As a bit of an aside I have to thank you for reminding me why I became an Agnostic/Deist. Clearly one powerful justification of why “race” came to be used to justify slavery was thanks to following the old scriptures, and you pointed at one good reason why historians should reinstate the old fashion designation to those days (c. 5th–10th century) as the Dark Ages.
I have to agree with **Ale **here. I’m listening to the podcast now and the characterisations of Harris and Murray seem to bear no relation to what they actually say and the conclusions they draw.Their carefully nuanced discussion is so very far removed from the knee-jerk accusations levelled against them.

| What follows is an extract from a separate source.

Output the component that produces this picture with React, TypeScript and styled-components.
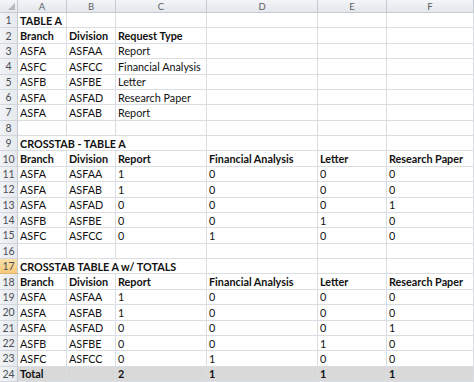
import React from 'react'
import styled, { createGlobalStyle } from 'styled-components'

const GlobalStyle = createGlobalStyle`
  html, body {
    margin: 0;
    padding: 0;
    background: #ffffff;
  }
  body {
    font-family: Lato, "Liberation Sans", Arial, sans-serif;
    overflow: hidden;
  }
`

const Sheet = styled.div`
  display: grid;
  grid-template-columns: 18px 49px 49px 91px 111px 69px 1fr;
  grid-template-rows: 13px repeat(24, 15.375px);
  width: 474px;
  height: 382px;
  overflow: hidden;
  background: #ffffff;
`

const Corner = styled.div`
  position: relative;
  background: linear-gradient(#f3f5f8, #e4e7eb);
  border-right: 1px solid #c6cbd2;
  border-bottom: 1px solid #c6cbd2;
  box-sizing: border-box;
`

const CornerMark = styled.span`
  position: absolute;
  right: 2px;
  bottom: 2px;
  width: 0;
  height: 0;
  border-left: 7px solid transparent;
  border-bottom: 7px solid #b4b9c0;
`

const ColHead = styled.div`
  display: flex;
  align-items: center;
  justify-content: center;
  background: linear-gradient(#f3f5f8, #e4e7eb);
  border-right: 1px solid #c6cbd2;
  border-bottom: 1px solid #c6cbd2;
  box-sizing: border-box;
  font-size: 9.5px;
  color: #5b5f66;
`

const RowHead = styled.div<{ $active?: boolean }>`
  display: flex;
  align-items: center;
  justify-content: center;
  background: ${(p) => (p.$active ? 'linear-gradient(#fbe1a8, #f6c97c)' : 'linear-gradient(90deg, #f1f3f6, #e6e9ed)')};
  border-right: 1px solid #c6cbd2;
  border-bottom: 1px solid ${(p) => (p.$active ? '#e0b56a' : '#d3d7dd')};
  box-sizing: border-box;
  font-size: 10.5px;
  color: #4a4e55;
`

const Cell = styled.div<{ $bold?: boolean; $total?: boolean; $span?: number }>`
  display: flex;
  align-items: center;
  padding-left: 2px;
  grid-column: ${(p) => (p.$span ? `span ${p.$span}` : 'auto')};
  background: ${(p) => (p.$total ? '#d9d9d9' : '#ffffff')};
  border-right: 1px solid #dadde2;
  border-bottom: 1px solid #dadde2;
  box-sizing: border-box;
  font-size: 10.8px;
  font-weight: ${(p) => (p.$bold ? 700 : 400)};
  color: #111111;
  white-space: nowrap;
  overflow: visible;
`

type Row = { title?: string; cells?: string[]; bold?: boolean; total?: boolean }

const crosstab = [
  ['ASFA', 'ASFAA', '1', '0', '0', '0'],
  ['ASFA', 'ASFAB', '1', '0', '0', '0'],
  ['ASFA', 'ASFAD', '0', '0', '0', '1'],
  ['ASFB', 'ASFBE', '0', '0', '1', '0'],
  ['ASFC', 'ASFCC', '0', '1', '0', '0'],
]

const crossHead = ['Branch', 'Division', 'Report', 'Financial Analysis', 'Letter', 'Research Paper']

const rows: Row[] = [
  { cells: ['TABLE A'], bold: true },
  { cells: ['Branch', 'Division', 'Request Type'], bold: true },
  { cells: ['ASFA', 'ASFAA', 'Report'] },
  { cells: ['ASFC', 'ASFCC', 'Financial Analysis'] },
  { cells: ['ASFB', 'ASFBE', 'Letter'] },
  { cells: ['ASFA', 'ASFAD', 'Research Paper'] },
  { cells: ['ASFA', 'ASFAB', 'Report'] },
  {},
  { title: 'CROSSTAB - TABLE A' },
  { cells: crossHead, bold: true },
  ...crosstab.map((c) => ({ cells: c })),
  {},
  { title: 'CROSSTAB TABLE A w/ TOTALS' },
  { cells: crossHead, bold: true },
  ...crosstab.map((c) => ({ cells: c })),
  { cells: ['Total', '', '2', '1', '1', '1'], bold: true, total: true },
]

const columns = ['A', 'B', 'C', 'D', 'E', 'F']

export default function App() {
  return (
    <>
      <GlobalStyle />
      <Sheet>
        <Corner>
          <CornerMark />
        </Corner>
        {columns.map((c) => (
          <ColHead key={c}>{c}</ColHead>
        ))}
        {rows.map((row, i) => {
          const n = i + 1
          const out = [
            <RowHead key={`h${n}`} $active={n === 17}>
              {n}
            </RowHead>,
          ]
          if (row.title) {
            out.push(
              <Cell key={`t${n}`} $bold $span={3}>
                {row.title}
              </Cell>
            )
            for (let c = 3; c < 6; c++) out.push(<Cell key={`${n}-${c}`} />)
          } else {
            for (let c = 0; c < 6; c++) {
              out.push(
                <Cell key={`${n}-${c}`} $bold={row.bold} $total={row.total}>
                  {row.cells?.[c] ?? ''}
                </Cell>
              )
            }
          }
          return out
        })}
      </Sheet>
    </>
  )
}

These are not two white supremacists, far from it, and pretty much all of the concerns that people raise in this thread are dealt with in the talk.
I seriously recommend listening, I can’t imagine why, if you wanted to discuss this, you wouldn’t want to hear what an author means directly from their own mouth.
If I watched hours-long videos every time an OP tells me to, I wouldn’t have time for anything else.
In that post I was just making a general point about why people often bring up this topic.
No, I don’t agree with you on 1), I thought it was quite evident I don’t because I said you are completely wrong about that. :rolleyes:
How do you reconcile your claim that “The idea of races of humans consisting of all the people from entire continents who share traits did not exist until around the beginning of the eighteenth century” with, for instance, the last cite I provided?
Meaning, long before the 18th century people from Africa were already being lumped together based on visible racial characteristics, that on itself disproves your claim that “The idea of races of humans consisting of all the people from entire continents who share traits did not exist until around the beginning of the eighteenth century”.
Fair enough, you don’t want to spend time to hear what they say; is it too much then to put to your consideration that you shouldn’t besmirch them over what you think they said but didn’t bother to hear either?
The ironic thing is that the opening of the podcast is Harris talking about the problem of forming an opinion about a person (and a book) based only on the uncharitable characterizations of its detractors without checking the source to form one’s own opinion.
That sounds like a fig leaf once one considers that they are still allowing many to justify their **prejudging **of **most **people based on superficial differences.
Incidentally the bolded part points to yet again Murray going the classic pseudo-scientist way, not going to peer review, but yet again to the “I made a book” argument. I see it as a misguided effort to rescue his sorry legacy, as making the genetics cause poverty inside the races too.